Note that \(C_n^k\) usually assumes that \(n\) and \(k\) are integers. However, in our approach with the linear interpolation, \(k_j\) are real numbers. To work around this limitation, we could consider a generalization of \(C_n^k\) on real numbers using the gamma function \(\Gamma(n) = (n-1)!\):

\[C_n^k = \frac{n!}{k!(n-k)!} = \frac{\Gamma(n+1)}{\Gamma(k+1)\Gamma(n-k+1)} \]

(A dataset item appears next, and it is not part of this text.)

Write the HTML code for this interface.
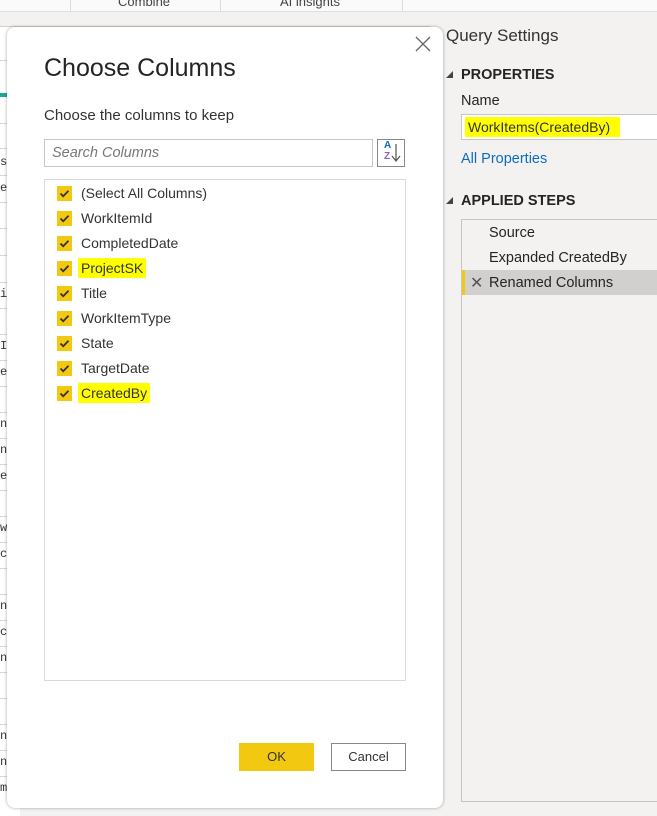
<!DOCTYPE html>
<html><head><meta charset="utf-8"><style>
*{margin:0;padding:0;box-sizing:border-box}
body{width:657px;height:816px;overflow:hidden;background:#f3f2f1;font-family:"Liberation Sans",sans-serif;position:relative;color:#252423}
.abs{position:absolute}
.top{left:0;top:0;width:657px;height:12px;background:#fafafa;border-bottom:1px solid #e1dfdd}
.topt{top:-6px;font-size:13px;color:#444}
.sub{left:0;top:12px;width:430px;height:15px;background:#f3f2f1;border-bottom:1px solid #d0d0d0}
.grid{left:0;top:27px;width:20px;height:789px;background:#fff}
.gl{left:0;width:20px;height:1px;background:#d8d8d8}
.gc{left:0;font-family:"Liberation Mono",monospace;font-size:12px;color:#333}
.dlg{left:7px;top:27px;width:436px;height:781px;background:#fff;border-radius:8px;box-shadow:0 0 3px rgba(0,0,0,.35)}
.cb{width:15px;height:15px;background:#f2c811}
.lbl{font-size:14px;color:#333}
.hl{background:#ffff00;padding:2px 3px;margin-left:-3px}
</style></head><body>
<div class="abs top"></div>
<div class="abs topt" style="left:118px">Combine</div>
<div class="abs topt" style="left:280px">AI insights</div>
<div class="abs" style="left:70px;top:0;width:1px;height:12px;background:#ddd"></div>
<div class="abs" style="left:220px;top:0;width:1px;height:12px;background:#ddd"></div>
<div class="abs" style="left:402px;top:0;width:1px;height:12px;background:#ddd"></div>
<div class="abs sub"></div>
<div class="abs grid"></div>
<div class="abs" style="left:0;top:93px;width:20px;height:4px;background:#1aa89a"></div>
<div class="abs gl" style="top:60px"></div><div class="abs gl" style="top:123px"></div>
<div class="abs gl" style="top:148px"></div><div class="abs gl" style="top:175px"></div>
<div class="abs gl" style="top:202px"></div><div class="abs gl" style="top:228px"></div>
<div class="abs gl" style="top:255px"></div><div class="abs gl" style="top:282px"></div>
<div class="abs gl" style="top:308px"></div><div class="abs gl" style="top:334px"></div>
<div class="abs gl" style="top:360px"></div><div class="abs gl" style="top:386px"></div>
<div class="abs gl" style="top:412px"></div><div class="abs gl" style="top:438px"></div>
<div class="abs gl" style="top:464px"></div><div class="abs gl" style="top:490px"></div>
<div class="abs gl" style="top:516px"></div><div class="abs gl" style="top:542px"></div>
<div class="abs gl" style="top:568px"></div><div class="abs gl" style="top:594px"></div>
<div class="abs gl" style="top:620px"></div><div class="abs gl" style="top:646px"></div>
<div class="abs gl" style="top:672px"></div><div class="abs gl" style="top:698px"></div>
<div class="abs gl" style="top:724px"></div><div class="abs gl" style="top:750px"></div>
<div class="abs gl" style="top:776px"></div>
<div class="abs gc" style="top:155px">s</div><div class="abs gc" style="top:181px">e</div>
<div class="abs gc" style="top:287px">i</div><div class="abs gc" style="top:339px">I</div>
<div class="abs gc" style="top:365px">e</div><div class="abs gc" style="top:417px">n</div>
<div class="abs gc" style="top:443px">n</div><div class="abs gc" style="top:469px">e</div>
<div class="abs gc" style="top:521px">w</div><div class="abs gc" style="top:547px">c</div>
<div class="abs gc" style="top:599px">n</div><div class="abs gc" style="top:625px">c</div>
<div class="abs gc" style="top:651px">n</div><div class="abs gc" style="top:729px">n</div>
<div class="abs gc" style="top:755px">n</div><div class="abs gc" style="top:781px">m</div>

<!-- right panel -->
<div class="abs" style="left:446px;top:26px;font-size:17px;color:#333">Query Settings</div>
<div class="abs" style="left:446px;top:71px;width:0;height:0;border-left:7px solid transparent;border-bottom:7px solid #444"></div>
<div class="abs" style="left:461px;top:67px;font-size:14.5px;font-weight:bold;color:#252423">PROPERTIES</div>
<div class="abs" style="left:461px;top:93px;font-size:14.5px">Name</div>
<div class="abs" style="left:461px;top:114px;width:196px;height:26px;background:#fff;border:1px solid #c8c6c4;border-right:none"></div>
<div class="abs" style="left:465px;top:117px;width:155px;height:20px;background:#ffff00;font-size:14px;line-height:20px;padding-left:3px;color:#333">WorkItems(CreatedBy)</div>
<div class="abs" style="left:461px;top:151px;font-size:14.5px;color:#0f6cbd">All Properties</div>
<div class="abs" style="left:446px;top:197px;width:0;height:0;border-left:7px solid transparent;border-bottom:7px solid #444"></div>
<div class="abs" style="left:461px;top:193px;font-size:14.5px;font-weight:bold">APPLIED STEPS</div>
<div class="abs" style="left:461px;top:219px;width:196px;height:583px;border:1px solid #c8c6c4;border-right:none;background:#f3f2f1"></div>
<div class="abs" style="left:489px;top:225px;font-size:14.5px">Source</div>
<div class="abs" style="left:489px;top:250px;font-size:14.5px">Expanded CreatedBy</div>
<div class="abs" style="left:462px;top:270px;width:195px;height:25px;background:#d2d0ce;border-left:3px solid #f2c811"></div>
<div class="abs" style="left:470px;top:273px;font-size:16px;color:#555">✕</div>
<div class="abs" style="left:489px;top:275px;font-size:14.5px">Renamed Columns</div>

<!-- dialog -->
<div class="abs dlg"></div>
<svg class="abs" style="left:415px;top:36px" width="16" height="16"><path d="M1 1L15 15M15 1L1 15" stroke="#666" stroke-width="1.3"/></svg>
<div class="abs" style="left:44px;top:54px;font-size:25px;font-weight:500;color:#252423">Choose Columns</div>
<div class="abs" style="left:44px;top:107px;font-size:15px;color:#333">Choose the columns to keep</div>
<div class="abs" style="left:44px;top:139px;width:329px;height:28px;border:1px solid #c8c6c4;font-size:14.5px;font-style:italic;color:#777;padding:5px 0 0 7px">Search Columns</div>
<div class="abs" style="left:377px;top:139px;width:28px;height:28px;border:1px solid #888;background:#fff"></div>
<div class="abs" style="left:384px;top:141px;font-size:10px;line-height:10px;color:#0f6cbd;font-weight:bold">A</div>
<div class="abs" style="left:384px;top:152px;font-size:10px;line-height:10px;color:#8764b8;font-weight:bold">Z</div>
<svg class="abs" style="left:391px;top:143px" width="10" height="20"><path d="M5 1V18M1 13L5 18L9 13" stroke="#555" fill="none" stroke-width="1.2"/></svg>
<div class="abs" style="left:44px;top:179px;width:362px;height:502px;border:1px solid #dadada"></div>

<div class="abs" style="left:57px;top:186px">
 <div style="position:relative">
 </div>
</div>
<svg width="0" height="0" style="position:absolute"><defs><symbol id="c" viewBox="0 0 15 15"><rect width="15" height="15" fill="#f2c811"/><path d="M3.5 7.5L6.2 10.2L11.5 4.8" stroke="#333" stroke-width="1.8" fill="none"/></symbol></defs></svg>
<svg class="abs" style="left:57px;top:186px" width="15" height="15"><use href="#c"/></svg>
<svg class="abs" style="left:57px;top:211px" width="15" height="15"><use href="#c"/></svg>
<svg class="abs" style="left:57px;top:236px" width="15" height="15"><use href="#c"/></svg>
<svg class="abs" style="left:57px;top:261px" width="15" height="15"><use href="#c"/></svg>
<svg class="abs" style="left:57px;top:286px" width="15" height="15"><use href="#c"/></svg>
<svg class="abs" style="left:57px;top:311px" width="15" height="15"><use href="#c"/></svg>
<svg class="abs" style="left:57px;top:336px" width="15" height="15"><use href="#c"/></svg>
<svg class="abs" style="left:57px;top:361px" width="15" height="15"><use href="#c"/></svg>
<svg class="abs" style="left:57px;top:386px" width="15" height="15"><use href="#c"/></svg>
<div class="abs lbl" style="left:81px;top:185px">(Select All Columns)</div>
<div class="abs lbl" style="left:81px;top:210px">WorkItemId</div>
<div class="abs lbl" style="left:81px;top:235px">CompletedDate</div>
<div class="abs lbl hl" style="left:81px;top:258px">ProjectSK</div>
<div class="abs lbl" style="left:81px;top:285px">Title</div>
<div class="abs lbl" style="left:81px;top:310px">WorkItemType</div>
<div class="abs lbl" style="left:81px;top:335px">State</div>
<div class="abs lbl" style="left:81px;top:360px">TargetDate</div>
<div class="abs lbl hl" style="left:81px;top:383px">CreatedBy</div>

<div class="abs" style="left:239px;top:743px;width:75px;height:28px;background:#f2c811;font-size:13px;text-align:center;line-height:28px;color:#333">OK</div>
<div class="abs" style="left:331px;top:743px;width:75px;height:28px;background:#fff;border:1px solid #8a8886;font-size:13px;text-align:center;line-height:26px;color:#333">Cancel</div>
</body></html>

In practice, it’s pretty hard to “honestly” calculate the likelihood using the above formulate so we switch to the log-likelihood notation:

\[\log\mathcal{L} = \log C_n^{k_1} + \log C_{n-k_1}^{k_2} + \log C_{n-k_1-k_2}^{k_3} + \ldots + \log C_{n-k_1-k_2-\ldots-k_{s-1}}^{k_s} - n \log s \]

It’s easy to see that \(\log C_n^k\) could be easily expressed via the log-gamma function:

\[\log C_n^k = \log \frac{\Gamma(n+1)}{\Gamma(k+1)\Gamma(n-k+1)} = \log\Gamma(n+1) - \log\Gamma(k+1) - \log\Gamma(n-k+1). \]

This log-likelihood could be used in various applications where we need a way to match sets of quantiles between each other. In one of the future posts, we will learn to apply this approach to change point detection.